I laughed at friends who were henpecked. I had it all. A beautiful wife who respected my job, the money I brought in, the freedom I needed. She even agreed to bring another woman into our sexual play to satisfy my curiosity. She figured better that than have me stray. Then we stopped having sex for a while and I went to Hong Kong on business for about three months. When I returned, everything was different. My wife had seen a therapist, and for a long time I blamed the therapist for turning my wife against me.
I still did nothing, and then she told me she had seen a lawyer and was serving me with papers the next day. I went crazy. I was completely taken aback. I just stood there and began to cry, really cry. How crazy that it wasn't until that moment that I really wanted to save my marriage. My wife didn't get it. She assumed I knew it was coming and had already begun to play financial games to cheat her out of money. I don't know where I was. I just thought this was marriage. We go along until we don't, but I never thought she'd be the reason it stopped. I began to beg for another chance and agreed to go to the counselor, where I learned for the first time how much I had hurt my wife. She really felt like she wasn’t attractive anymore or that I really didn't like her. It took her decision to divorce me to turn my head around and realize what a horrible husband I had been.

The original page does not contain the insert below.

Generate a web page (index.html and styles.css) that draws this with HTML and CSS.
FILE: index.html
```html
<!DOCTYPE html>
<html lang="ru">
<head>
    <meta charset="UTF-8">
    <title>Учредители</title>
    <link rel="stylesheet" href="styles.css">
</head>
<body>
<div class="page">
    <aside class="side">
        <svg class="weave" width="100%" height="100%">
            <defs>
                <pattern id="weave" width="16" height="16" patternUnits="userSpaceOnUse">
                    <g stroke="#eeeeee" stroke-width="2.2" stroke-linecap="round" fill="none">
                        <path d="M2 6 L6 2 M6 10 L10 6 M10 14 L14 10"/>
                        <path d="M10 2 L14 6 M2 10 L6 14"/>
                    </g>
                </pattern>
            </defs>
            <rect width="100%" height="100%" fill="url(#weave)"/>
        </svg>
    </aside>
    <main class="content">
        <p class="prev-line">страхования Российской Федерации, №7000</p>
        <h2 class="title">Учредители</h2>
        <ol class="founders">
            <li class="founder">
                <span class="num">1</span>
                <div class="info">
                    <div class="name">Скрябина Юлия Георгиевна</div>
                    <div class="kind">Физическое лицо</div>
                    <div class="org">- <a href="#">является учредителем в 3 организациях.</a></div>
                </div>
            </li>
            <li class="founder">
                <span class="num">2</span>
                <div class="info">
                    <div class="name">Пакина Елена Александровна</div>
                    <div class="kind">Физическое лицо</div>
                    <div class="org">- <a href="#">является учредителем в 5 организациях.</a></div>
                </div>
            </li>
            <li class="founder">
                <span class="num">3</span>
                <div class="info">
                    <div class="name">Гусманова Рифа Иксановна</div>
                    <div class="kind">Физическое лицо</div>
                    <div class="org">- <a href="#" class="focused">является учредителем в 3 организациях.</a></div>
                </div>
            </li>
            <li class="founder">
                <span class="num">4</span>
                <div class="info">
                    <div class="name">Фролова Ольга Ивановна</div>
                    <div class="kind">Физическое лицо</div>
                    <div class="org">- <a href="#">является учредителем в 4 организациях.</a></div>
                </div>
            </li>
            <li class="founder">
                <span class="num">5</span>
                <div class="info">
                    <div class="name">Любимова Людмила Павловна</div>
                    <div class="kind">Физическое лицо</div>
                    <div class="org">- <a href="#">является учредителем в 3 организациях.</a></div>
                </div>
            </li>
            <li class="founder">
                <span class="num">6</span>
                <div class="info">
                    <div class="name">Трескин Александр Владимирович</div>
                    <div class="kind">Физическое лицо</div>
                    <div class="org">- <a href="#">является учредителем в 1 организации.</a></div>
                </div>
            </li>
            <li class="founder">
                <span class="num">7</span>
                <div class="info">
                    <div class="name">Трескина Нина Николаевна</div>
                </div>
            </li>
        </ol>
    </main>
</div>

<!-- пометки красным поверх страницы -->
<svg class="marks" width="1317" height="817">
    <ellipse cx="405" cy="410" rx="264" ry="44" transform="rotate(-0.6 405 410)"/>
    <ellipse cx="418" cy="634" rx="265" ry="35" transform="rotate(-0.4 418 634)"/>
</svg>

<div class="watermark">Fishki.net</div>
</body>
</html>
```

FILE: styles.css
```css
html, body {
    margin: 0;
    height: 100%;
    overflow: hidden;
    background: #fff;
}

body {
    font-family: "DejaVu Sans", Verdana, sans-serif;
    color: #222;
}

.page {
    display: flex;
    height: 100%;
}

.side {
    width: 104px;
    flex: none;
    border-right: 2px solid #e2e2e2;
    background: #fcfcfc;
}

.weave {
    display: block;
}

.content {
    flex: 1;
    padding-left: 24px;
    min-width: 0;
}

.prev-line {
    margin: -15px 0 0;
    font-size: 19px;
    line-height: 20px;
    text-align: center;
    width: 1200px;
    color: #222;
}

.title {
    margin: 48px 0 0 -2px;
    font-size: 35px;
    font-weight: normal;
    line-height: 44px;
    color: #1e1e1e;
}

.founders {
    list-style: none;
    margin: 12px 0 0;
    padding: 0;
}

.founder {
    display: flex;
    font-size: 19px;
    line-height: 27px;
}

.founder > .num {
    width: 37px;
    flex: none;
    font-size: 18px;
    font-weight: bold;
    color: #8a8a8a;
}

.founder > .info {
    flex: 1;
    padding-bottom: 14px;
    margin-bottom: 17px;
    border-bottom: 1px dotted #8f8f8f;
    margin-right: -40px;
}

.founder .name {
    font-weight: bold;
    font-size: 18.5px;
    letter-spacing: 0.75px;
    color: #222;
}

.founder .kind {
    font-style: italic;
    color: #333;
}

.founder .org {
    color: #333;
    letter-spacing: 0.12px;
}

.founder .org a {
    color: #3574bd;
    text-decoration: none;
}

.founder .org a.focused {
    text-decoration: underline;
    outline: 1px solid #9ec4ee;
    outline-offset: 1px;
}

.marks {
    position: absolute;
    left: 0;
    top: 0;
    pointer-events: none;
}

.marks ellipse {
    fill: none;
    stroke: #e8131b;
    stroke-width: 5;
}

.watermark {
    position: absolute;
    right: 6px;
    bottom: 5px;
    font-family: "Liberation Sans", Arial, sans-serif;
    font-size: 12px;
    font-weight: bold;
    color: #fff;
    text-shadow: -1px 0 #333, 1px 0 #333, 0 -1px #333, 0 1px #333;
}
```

As I went through therapy, I made lots of changes and was able to become much more of a husband to her. She was skeptical every step of the way, but I was determined to spend the rest of my life with her, and now I was really spending it with her and not everyone and everything but her.

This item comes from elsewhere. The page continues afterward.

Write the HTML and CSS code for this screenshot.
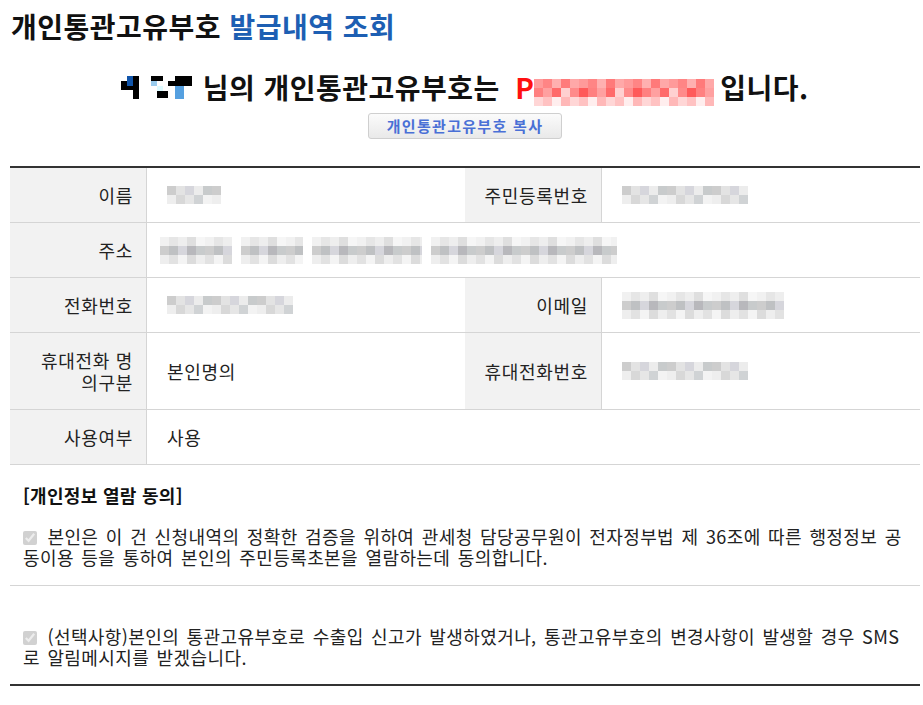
FILE: index.html
```html
<!DOCTYPE html>
<html lang="ko">
<head>
    <meta charset="UTF-8">
    <meta name="viewport" content="width=device-width, initial-scale=1.0">
    <title>개인통관고유부호 발급내역 조회</title>
    <link rel="stylesheet" href="styles.css">
</head>
<body>
    <div class="wrap">
        <h1 class="page-title">개인통관고유부호 <span class="accent">발급내역 조회</span></h1>

        <div class="result">
            <p class="result-msg">
                <!-- masked user name -->
                <svg class="name-mask" width="72" height="24" viewBox="0 0 72 24">
                    <rect x="0" y="5" width="6" height="9" fill="#000"/>
                    <rect x="6" y="0" width="6" height="10" fill="#1155aa"/>
                    <rect x="6" y="10" width="6" height="4" fill="#000"/>
                    <rect x="12" y="0" width="6" height="23" fill="#000"/>
                    <rect x="30" y="0" width="12" height="5" fill="#000"/>
                    <rect x="30" y="5" width="6" height="5" fill="#99ccee"/>
                    <rect x="36" y="10" width="6" height="5" fill="#ddfaff"/>
                    <rect x="36" y="15" width="11" height="7" fill="#000"/>
                    <rect x="47" y="5" width="24" height="5" fill="#000"/>
                    <rect x="54" y="0" width="17" height="5" fill="#000"/>
                    <rect x="54" y="10" width="9" height="13" fill="#55a0e0"/>
                </svg>
                님의 개인통관고유부호는
                <span class="code"><span class="code-p">P</span><span class="code-mask"></span></span>
                입니다.
            </p>
            <button type="button" class="copy-btn">개인통관고유부호 복사</button>
        </div>

        <table class="info-table">
            <colgroup>
                <col class="col-th">
                <col class="col-td">
                <col class="col-th">
                <col class="col-td">
            </colgroup>
            <tbody>
                <tr>
                    <th>이름</th>
                    <td><span class="mask mask-name"></span></td>
                    <th>주민등록번호</th>
                    <td><span class="mask mask-rrn"></span></td>
                </tr>
                <tr>
                    <th>주소</th>
                    <td colspan="3" class="addr">
                        <div class="mask-row">
                            <span class="mask mask-tall mask-addr1"></span>
                            <span class="mask mask-tall mask-addr2"></span>
                            <span class="mask mask-tall mask-addr3"></span>
                            <span class="mask mask-tall mask-addr4"></span>
                        </div>
                    </td>
                </tr>
                <tr>
                    <th>전화번호</th>
                    <td><span class="mask mask-tel"></span></td>
                    <th>이메일</th>
                    <td><span class="mask mask-tall mask-mail"></span></td>
                </tr>
                <tr>
                    <th>휴대전화 명의구분</th>
                    <td>본인명의</td>
                    <th>휴대전화번호</th>
                    <td><span class="mask mask-tel"></span></td>
                </tr>
                <tr>
                    <th>사용여부</th>
                    <td colspan="3">사용</td>
                </tr>
            </tbody>
        </table>

        <div class="agree">
            <h3 class="agree-title">[개인정보 열람 동의]</h3>
            <p class="agree-item">
                <input type="checkbox" checked disabled>
                본인은 이 건 신청내역의 정확한 검증을 위하여 관세청 담당공무원이 전자정부법 제 36조에 따른 행정정보 공동이용 등을 통하여 본인의 주민등록초본을 열람하는데 동의합니다.
            </p>
        </div>

        <div class="agree agree-sms">
            <p class="agree-item">
                <input type="checkbox" checked disabled>
                (선택사항)본인의 통관고유부호로 수출입 신고가 발생하였거나, 통관고유부호의 변경사항이 발생할 경우 SMS로 알림메시지를 받겠습니다.
            </p>
        </div>
    </div>
</body>
</html>
```

FILE: styles.css
```css
body {
    margin: 0;
    padding: 0;
    background-color: #fff;
    color: #222;
    font-family: 'Noto Sans CJK KR', 'Noto Sans', sans-serif;
}
.wrap {
    width: 910px;
    padding: 0 10px;
}
.page-title {
    margin: 0;
    padding: 8px 0 0 1px;
    font-size: 28px;
    letter-spacing: 0.5px;
    line-height: 36px;
    color: #111;
}
.page-title .accent {
    color: #1d5fb3;
}
.result {
    text-align: center;
    padding-top: 23px;
}
.result-msg {
    margin: 0;
    font-size: 28px;
    font-weight: bold;
    letter-spacing: 0.5px;
    line-height: 40px;
    color: #111;
}
.name-mask {
    margin-right: 1px;
    vertical-align: -1px;
}
.code {
    margin-left: 7px;
    margin-right: -2px;
}
.code-p {
    color: #ff1010;
    letter-spacing: 0;
}
.code-mask {
    display: inline-block;
    width: 180px;
    height: 27px;
    vertical-align: -7px;
    background:
        repeating-linear-gradient(90deg, #ff9a9a 0 9px, #ff8585 9px 18px, #ffb0b0 18px 27px, #ff7a7a 27px 36px, #ffa8a8 36px 45px) 0 0 / 100% 9px no-repeat,
        repeating-linear-gradient(90deg, #ff8080 0 9px, #ffa0a0 9px 18px, #ff6a6a 18px 27px, #ffd0d0 27px 36px, #ff8a8a 36px 45px, #ff5a5a 45px 54px) 0 9px / 100% 9px no-repeat,
        repeating-linear-gradient(90deg, #ffd6d6 0 9px, #ffc2c2 9px 18px, #ffeeee 18px 27px, #ffb8b8 27px 36px) 0 18px / 100% 9px no-repeat;
}
.copy-btn {
    margin-top: 6px;
    width: 194px;
    height: 26px;
    padding: 0;
    border: 1px solid #cfcfcf;
    border-radius: 3px;
    background: linear-gradient(#fbfbfb, #e9e9e9);
    color: #4a70d6;
    font-family: inherit;
    font-size: 15px;
    font-weight: bold;
    letter-spacing: 1.3px;
    line-height: 24px;
    cursor: pointer;
}
.info-table {
    width: 100%;
    margin-top: 27px;
    border-collapse: collapse;
    border-top: 2px solid #333;
    table-layout: fixed;
}
.col-th {
    width: 15%;
}
.col-td {
    width: 35%;
}
.info-table th,
.info-table td {
    border-bottom: 1px solid #d5d5d5;
    padding: 16px 13px 16px 20px;
    font-size: 18px;
    letter-spacing: 0.7px;
    line-height: 22px;
    text-align: left;
    vertical-align: middle;
}
.info-table th {
    padding-left: 18px;
    background-color: #f2f2f2;
    border-right: 1px solid #d5d5d5;
    font-weight: normal;
    text-align: right;
}
.info-table td.addr {
    padding-left: 13px;
}
.mask-row {
    display: flex;
    align-items: center;
    gap: 9px;
}
.mask {
    display: block;
    height: 18px;
    background:
        repeating-linear-gradient(90deg, #cdcdcd 0 9px, #e3e3e3 9px 18px, #d6d6dc 18px 27px, #ececec 27px 36px, #c8cbcc 36px 45px) 0 0 / 100% 9px no-repeat,
        repeating-linear-gradient(90deg, #eeeeee 0 9px, #d8d8d8 9px 18px, #e6e6e6 18px 27px, #d0d3d5 27px 36px, #f3f3f3 36px 45px) 0 9px / 100% 9px no-repeat;
}
.mask-tall {
    height: 27px;
    margin: -3px 0;
    background:
        repeating-linear-gradient(90deg, #f1f1f1 0 9px, #e6e6e6 9px 18px, #eeeeee 18px 27px, #dfdfdf 27px 36px, #f6f6f6 36px 45px) 0 0 / 100% 9px no-repeat,
        repeating-linear-gradient(90deg, #cdcdcd 0 9px, #bfc1c3 9px 18px, #d6d6dc 18px 27px, #b8b8bc 27px 36px, #c8cbcc 36px 45px) 0 9px / 100% 9px no-repeat,
        repeating-linear-gradient(90deg, #eeeeee 0 9px, #e2e2e2 9px 18px, #f4f4f4 18px 27px, #dcdcdc 27px 36px) 0 18px / 100% 9px no-repeat;
}
.mask-name { width: 54px; }
.mask-rrn { width: 126px; }
.mask-tel { width: 126px; }
.mask-mail { width: 162px; }
.mask-addr1 { width: 72px; }
.mask-addr2 { width: 62px; }
.mask-addr3 { width: 110px; }
.mask-addr4 { width: 186px; }
.agree {
    padding: 18px 12px 17px 13px;
    border-bottom: 1px solid #d5d5d5;
}
.agree-title {
    margin: 0 0 19px;
    font-size: 18px;
    letter-spacing: 0.3px;
    line-height: 24px;
    color: #111;
}
.agree-item {
    margin: 0;
    font-size: 18px;
    letter-spacing: 0.4px;
    word-spacing: 2px;
    line-height: 21px;
    color: #222;
}
.agree-item input {
    width: 14px;
    height: 14px;
    margin: 0 3px 0 0;
    vertical-align: -1px;
}
.agree-sms {
    padding-top: 40px;
    padding-bottom: 16px;
    border-bottom: 2px solid #333;
}
```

Obviously a time investment is necessary to start a relationship. What we do with our time once we're in the relationship may change, but nothing happens without spending a proper amount of time. And here is perhaps the biggest difference between men and women as it relates to marital satisfaction. Men seem to be content with less time with their wives. What time means to a loving relationship for a man is miles apart from what it means for a woman. One woman summed it up best when she wrote to me, "When my husband spends time with me, that tells me he finds me attractive and lovable."

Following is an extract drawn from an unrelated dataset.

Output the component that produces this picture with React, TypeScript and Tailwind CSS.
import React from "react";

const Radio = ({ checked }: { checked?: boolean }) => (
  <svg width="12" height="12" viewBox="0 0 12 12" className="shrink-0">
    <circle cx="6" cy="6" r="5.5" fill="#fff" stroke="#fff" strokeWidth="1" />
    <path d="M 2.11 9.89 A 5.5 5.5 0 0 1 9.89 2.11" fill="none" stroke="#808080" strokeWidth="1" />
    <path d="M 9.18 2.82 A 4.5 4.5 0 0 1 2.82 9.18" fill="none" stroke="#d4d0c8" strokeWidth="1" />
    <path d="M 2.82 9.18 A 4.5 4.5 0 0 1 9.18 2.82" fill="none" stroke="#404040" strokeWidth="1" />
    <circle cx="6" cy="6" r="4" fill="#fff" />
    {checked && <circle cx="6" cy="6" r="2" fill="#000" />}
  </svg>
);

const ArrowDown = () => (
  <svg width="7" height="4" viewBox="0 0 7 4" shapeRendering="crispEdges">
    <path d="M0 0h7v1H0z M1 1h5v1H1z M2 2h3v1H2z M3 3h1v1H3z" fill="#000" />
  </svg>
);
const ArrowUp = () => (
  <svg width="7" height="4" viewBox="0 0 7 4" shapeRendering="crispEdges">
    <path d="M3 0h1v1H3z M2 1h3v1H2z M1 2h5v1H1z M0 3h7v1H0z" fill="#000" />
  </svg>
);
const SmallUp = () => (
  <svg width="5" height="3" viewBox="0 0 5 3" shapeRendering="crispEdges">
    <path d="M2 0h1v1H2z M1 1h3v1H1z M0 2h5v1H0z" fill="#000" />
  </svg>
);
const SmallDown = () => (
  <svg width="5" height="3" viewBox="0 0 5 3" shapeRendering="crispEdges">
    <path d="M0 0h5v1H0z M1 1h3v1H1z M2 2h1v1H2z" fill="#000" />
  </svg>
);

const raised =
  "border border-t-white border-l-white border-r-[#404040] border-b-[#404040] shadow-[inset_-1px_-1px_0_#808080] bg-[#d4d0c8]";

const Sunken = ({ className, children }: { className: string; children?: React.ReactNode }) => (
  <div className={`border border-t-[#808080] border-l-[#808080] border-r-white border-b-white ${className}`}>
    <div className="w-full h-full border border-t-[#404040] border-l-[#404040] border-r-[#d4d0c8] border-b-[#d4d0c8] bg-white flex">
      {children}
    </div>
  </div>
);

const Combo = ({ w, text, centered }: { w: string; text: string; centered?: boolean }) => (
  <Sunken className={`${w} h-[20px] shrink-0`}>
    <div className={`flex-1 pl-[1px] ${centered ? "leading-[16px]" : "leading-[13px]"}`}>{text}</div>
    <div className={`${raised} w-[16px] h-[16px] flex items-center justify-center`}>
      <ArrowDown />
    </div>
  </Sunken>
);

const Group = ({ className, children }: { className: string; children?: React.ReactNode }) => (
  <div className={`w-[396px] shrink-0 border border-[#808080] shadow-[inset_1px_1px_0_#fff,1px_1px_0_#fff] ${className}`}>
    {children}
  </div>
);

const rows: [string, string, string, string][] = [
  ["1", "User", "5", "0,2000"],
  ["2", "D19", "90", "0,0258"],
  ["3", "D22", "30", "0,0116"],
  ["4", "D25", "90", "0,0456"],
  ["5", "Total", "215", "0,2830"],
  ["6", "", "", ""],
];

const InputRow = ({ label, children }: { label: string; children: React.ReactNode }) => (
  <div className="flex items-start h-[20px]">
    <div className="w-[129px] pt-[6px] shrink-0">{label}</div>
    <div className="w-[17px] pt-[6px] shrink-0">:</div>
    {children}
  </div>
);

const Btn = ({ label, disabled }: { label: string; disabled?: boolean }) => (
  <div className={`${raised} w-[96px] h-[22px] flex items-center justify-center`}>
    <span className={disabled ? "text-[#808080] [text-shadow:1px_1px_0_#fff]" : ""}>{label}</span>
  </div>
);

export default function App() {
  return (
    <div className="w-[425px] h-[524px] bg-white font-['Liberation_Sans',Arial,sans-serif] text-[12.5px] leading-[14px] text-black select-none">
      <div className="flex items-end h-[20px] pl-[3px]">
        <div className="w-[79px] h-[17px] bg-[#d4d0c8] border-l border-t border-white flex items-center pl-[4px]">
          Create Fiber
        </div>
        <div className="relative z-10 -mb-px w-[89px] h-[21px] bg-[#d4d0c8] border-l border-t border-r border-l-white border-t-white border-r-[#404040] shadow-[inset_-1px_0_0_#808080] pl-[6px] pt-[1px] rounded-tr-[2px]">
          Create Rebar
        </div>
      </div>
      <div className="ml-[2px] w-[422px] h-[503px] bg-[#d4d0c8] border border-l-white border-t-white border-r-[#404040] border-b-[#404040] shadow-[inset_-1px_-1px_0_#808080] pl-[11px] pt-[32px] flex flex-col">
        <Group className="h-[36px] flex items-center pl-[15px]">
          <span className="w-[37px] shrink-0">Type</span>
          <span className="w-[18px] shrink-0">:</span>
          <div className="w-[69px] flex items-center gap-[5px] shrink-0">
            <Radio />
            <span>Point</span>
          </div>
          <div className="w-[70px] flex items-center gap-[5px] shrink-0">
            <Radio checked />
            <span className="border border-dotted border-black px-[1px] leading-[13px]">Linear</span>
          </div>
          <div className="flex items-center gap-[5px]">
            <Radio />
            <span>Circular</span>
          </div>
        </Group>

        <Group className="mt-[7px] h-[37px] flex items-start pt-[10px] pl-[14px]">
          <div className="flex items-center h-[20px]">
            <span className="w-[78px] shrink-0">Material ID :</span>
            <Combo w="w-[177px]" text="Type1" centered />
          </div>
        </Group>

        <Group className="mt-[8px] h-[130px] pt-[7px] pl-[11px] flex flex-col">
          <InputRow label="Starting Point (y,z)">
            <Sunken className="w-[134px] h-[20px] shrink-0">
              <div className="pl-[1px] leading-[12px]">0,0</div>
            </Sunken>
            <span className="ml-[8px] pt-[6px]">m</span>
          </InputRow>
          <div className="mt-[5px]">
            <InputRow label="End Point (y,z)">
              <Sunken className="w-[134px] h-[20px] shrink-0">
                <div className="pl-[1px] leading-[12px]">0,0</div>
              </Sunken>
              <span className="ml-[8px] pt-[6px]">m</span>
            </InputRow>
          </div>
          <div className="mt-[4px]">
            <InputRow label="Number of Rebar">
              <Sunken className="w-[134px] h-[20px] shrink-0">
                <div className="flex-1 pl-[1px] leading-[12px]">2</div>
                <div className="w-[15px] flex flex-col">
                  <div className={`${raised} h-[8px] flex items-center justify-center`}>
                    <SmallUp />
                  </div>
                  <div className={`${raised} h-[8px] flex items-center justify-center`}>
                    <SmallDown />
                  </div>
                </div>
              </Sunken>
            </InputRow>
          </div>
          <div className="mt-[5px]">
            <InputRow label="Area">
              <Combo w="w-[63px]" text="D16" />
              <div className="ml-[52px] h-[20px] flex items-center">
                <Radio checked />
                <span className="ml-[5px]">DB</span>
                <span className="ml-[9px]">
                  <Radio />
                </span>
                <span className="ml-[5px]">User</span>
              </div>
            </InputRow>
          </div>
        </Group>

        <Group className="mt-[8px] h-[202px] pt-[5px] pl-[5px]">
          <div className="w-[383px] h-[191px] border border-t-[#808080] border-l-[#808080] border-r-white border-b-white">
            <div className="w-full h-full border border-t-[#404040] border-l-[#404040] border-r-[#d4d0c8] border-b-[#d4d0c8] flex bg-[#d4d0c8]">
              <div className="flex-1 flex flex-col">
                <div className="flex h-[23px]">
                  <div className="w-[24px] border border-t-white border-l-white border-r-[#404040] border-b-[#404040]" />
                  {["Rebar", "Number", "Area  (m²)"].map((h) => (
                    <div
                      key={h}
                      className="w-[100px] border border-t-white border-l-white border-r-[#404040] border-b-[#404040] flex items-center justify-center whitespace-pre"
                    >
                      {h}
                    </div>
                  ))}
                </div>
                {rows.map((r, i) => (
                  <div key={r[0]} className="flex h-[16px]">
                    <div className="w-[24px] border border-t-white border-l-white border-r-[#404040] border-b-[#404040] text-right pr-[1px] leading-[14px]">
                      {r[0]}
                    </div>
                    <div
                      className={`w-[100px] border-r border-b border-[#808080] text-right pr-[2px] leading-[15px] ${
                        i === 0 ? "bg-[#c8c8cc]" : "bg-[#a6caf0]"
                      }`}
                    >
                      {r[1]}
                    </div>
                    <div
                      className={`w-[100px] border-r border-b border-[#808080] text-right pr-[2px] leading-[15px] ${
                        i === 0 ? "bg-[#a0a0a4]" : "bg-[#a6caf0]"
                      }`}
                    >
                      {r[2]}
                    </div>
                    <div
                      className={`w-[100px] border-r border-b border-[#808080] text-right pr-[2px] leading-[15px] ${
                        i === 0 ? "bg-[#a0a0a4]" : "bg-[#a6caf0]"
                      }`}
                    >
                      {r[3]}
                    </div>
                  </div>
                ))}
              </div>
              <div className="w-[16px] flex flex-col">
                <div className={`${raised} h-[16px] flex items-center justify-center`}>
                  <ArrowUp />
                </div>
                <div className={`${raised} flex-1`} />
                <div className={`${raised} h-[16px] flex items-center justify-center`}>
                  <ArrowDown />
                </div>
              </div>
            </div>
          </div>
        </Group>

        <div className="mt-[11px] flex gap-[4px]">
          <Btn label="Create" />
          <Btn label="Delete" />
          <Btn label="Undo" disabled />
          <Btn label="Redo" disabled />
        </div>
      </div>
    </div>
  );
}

Women seek time with their husbands to connect with them and to feel they are an important part of their husbands' lives, whereas men do not even look at time with their wives; it's not really on their radar. Men are also looking for a way to connect with the women they love, but they factor time into that only as a practical tool. For example, for a man, sex is connecting, as is an appreciative comment, a hug, a thoughtful gesture—but time doesn't weigh into that. If the dinner, sex and appreciative comment are all completed in 35 minutes total, he's good to go.